Chris Cabin of Collider gave Shots Fired two stars and called the show "timely", adding that it's "ultimately more melodrama than crime story or political polemic", but also argued that the show spends more time on the investigators' lives than the actual case. Ultimately, Cabin found the miniseries ambitious, but failed to capitalize.

IGN reviewer Jesse Schedeen gave the pilot a 6.7, or "Okay", rating and called the show's handling of the shooting "both callous and pointless." Schedeen wrote that the miniseries strays from the social conflict at hand to the mysteries of the deaths of the two young teens, and additionally the dialogue "becomes downright hamfisted," but praised the "strong cast".

Newsday gave the show a "B" rating, calling it "ambitious" and "at times a bit exhausting," but nevertheless had mostly praise for the miniseries.

Emily VanDerWerff of Vox gave Shots Fired a 3 out of 5 rating, calling it "generally excellent", and said "Shots [Fired] aims to be American Crime or The Wire. It doesn't get there.
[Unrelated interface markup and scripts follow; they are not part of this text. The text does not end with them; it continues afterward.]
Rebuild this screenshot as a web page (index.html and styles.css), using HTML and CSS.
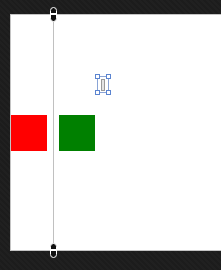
FILE: index.html
```html
<!DOCTYPE html>
<html lang="en">
<head>
    <meta charset="UTF-8">
    <title>Canvas</title>
    <link rel="stylesheet" href="styles.css">
</head>
<body>

<div class="stage">
    <div class="canvas">
        <div class="shapes">
            <div class="shape red"></div>
            <div class="shape green"></div>
        </div>

        <!-- selected tiny text element -->
        <svg class="selection" width="20" height="24" viewBox="0 0 20 24">
            <rect x="4.5" y="3.5" width="11" height="16" fill="none" stroke="#8aa4d6" stroke-width="1"/>
            <rect x="8.5" y="6.5" width="3" height="11" fill="#e4e4e4" stroke="#9a9a9a" stroke-width="1"/>
            <rect x="2.5" y="1.5" width="4" height="4" fill="#fff" stroke="#5b84d0"/>
            <rect x="13.5" y="1.5" width="4" height="4" fill="#fff" stroke="#5b84d0"/>
            <rect x="2.5" y="17.5" width="4" height="4" fill="#fff" stroke="#5b84d0"/>
            <rect x="13.5" y="17.5" width="4" height="4" fill="#fff" stroke="#5b84d0"/>
        </svg>
    </div>

    <!-- vertical guide with its two handles -->
    <div class="guide"></div>
    <div class="handle top"></div>
    <div class="handle bottom"></div>
</div>

</body>
</html>
```

FILE: styles.css
```css
body {
    margin: 0;
    background-color: #1e1e1e;
    background-image: repeating-linear-gradient(45deg, #202020 0 2px, #1c1c1c 2px 4px);
    overflow: hidden;
}
.stage {
    position: relative;
    width: 221px;
    height: 270px;
    padding-top: 14px;
    padding-left: 10px;
    box-sizing: border-box;
    overflow: hidden;
}
.canvas {
    position: relative;
    width: 211px;
    height: 237px;
    background: white;
    border: 1px solid #c4c4c4;
    border-right: none;
    box-sizing: border-box;
}
.shapes {
    display: flex;
    gap: 12px;
    padding-top: 100px;
}
.shape {
    width: 36px;
    height: 36px;
}
.red {
    background-color: #ff0000;
}
.green {
    background-color: #008000;
}
.selection {
    position: absolute;
    left: 82px;
    top: 58px;
}
.guide {
    position: absolute;
    left: 53px;
    top: 18px;
    width: 1px;
    height: 238px;
    background-color: #c0c0c0;
}
.handle {
    position: absolute;
    left: 50px;
    width: 7px;
    height: 15px;
    box-sizing: border-box;
    border: 1.5px solid white;
    border-radius: 4px;
    background: #111;
}
.handle::after {
    content: "";
    position: absolute;
    left: 0;
    right: 0;
    top: 5px;
    height: 1.5px;
    background: white;
}
.handle.top {
    top: 7px;
}
.handle.bottom {
    top: 243px;
}
```
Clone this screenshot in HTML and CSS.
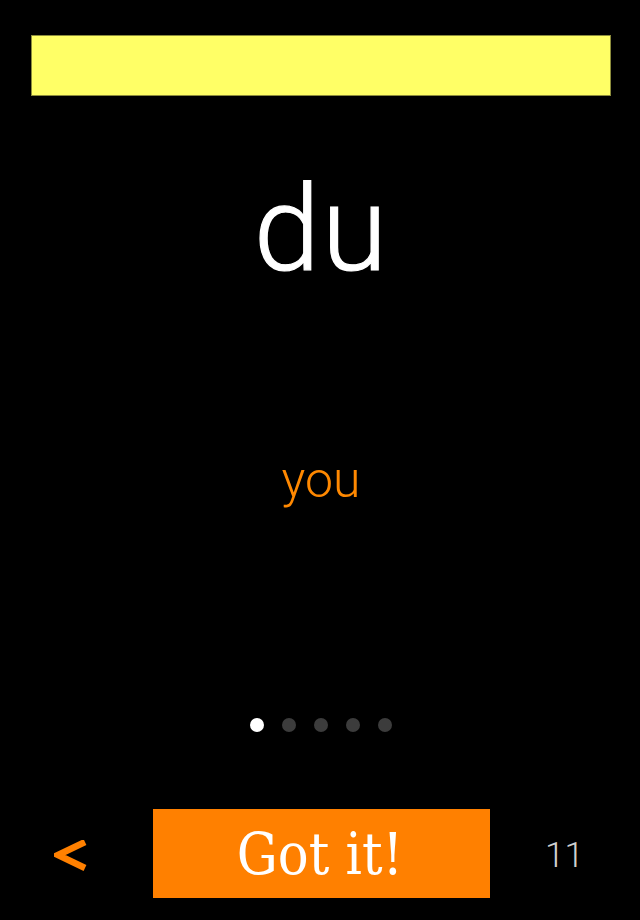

The new limited series is a handsomely directed, nicely acted, overly complex mess." Praised were the characters and the premise, while also noting that "the show waters down interesting ideas at every turn...by the time I reached Shots Fired'''s 500th scene with too-loud music meant to tell me how to feel about what was happening, I wanted to be watching anything else."

The LA Times said the miniseries has ambitions to be "something big...like ABC's American Crime or FX's American Crime Story...in practice, it plays more like True Detective, Junior Grade." The romantic plot lines were criticized, saying "major and minor characters rapidly fall into bed, more to get some sex into the story than anything to do with the characters or the case at hand." Praise was directed towards its premise and acting, but its dialogue was negatively received, concluding that "Shots Fired lumbers as an issue drama".

Ben Travers of IndieWire gave the show a positive review, calling Shots Fired "messy but ambitious," with comparisons to American Crime and American Crime Story, "engaging", and "(mostly) well-executed", adding that the miniseries "stands out for the right reasons." Travers praised Lathan's performance as Ashe Akino, but added that her subplots push the show "into extreme melodrama, and make for a jarring change of pace." While criticizing the potential romantic subplots for Preston Terry and Ashe and stating "a few characters are reduced to representatives", Travers praised the miniseries' plot and its ability to "skirt...[tricky] questions." He gave the show a "B−" grade.

Hungry Watching gave the show a "C+" grade and called the show "timely and compelling", but also said it has a "lack of excitement that leaves me with no real compulsion to keep watching."

Vulture praised the show's ambition and "solid" cast, saying "Lathan [gets] the sort of lead role her charisma has long demanded." Further praise was made towards her character's unpredictability and the miniseries' musical choices for the soundtrack, while also finding Shots Fired to become "less daring and more predictable when it goes into procedural mode."

Deadline reviewer Dominic Patten said the miniseries "stays too close for comfort" and "doesn't ultimately take off much beyond the bounds of Big 4 procedurals." Patten also called the show "good and smart", but lamented that it didn't take more risks.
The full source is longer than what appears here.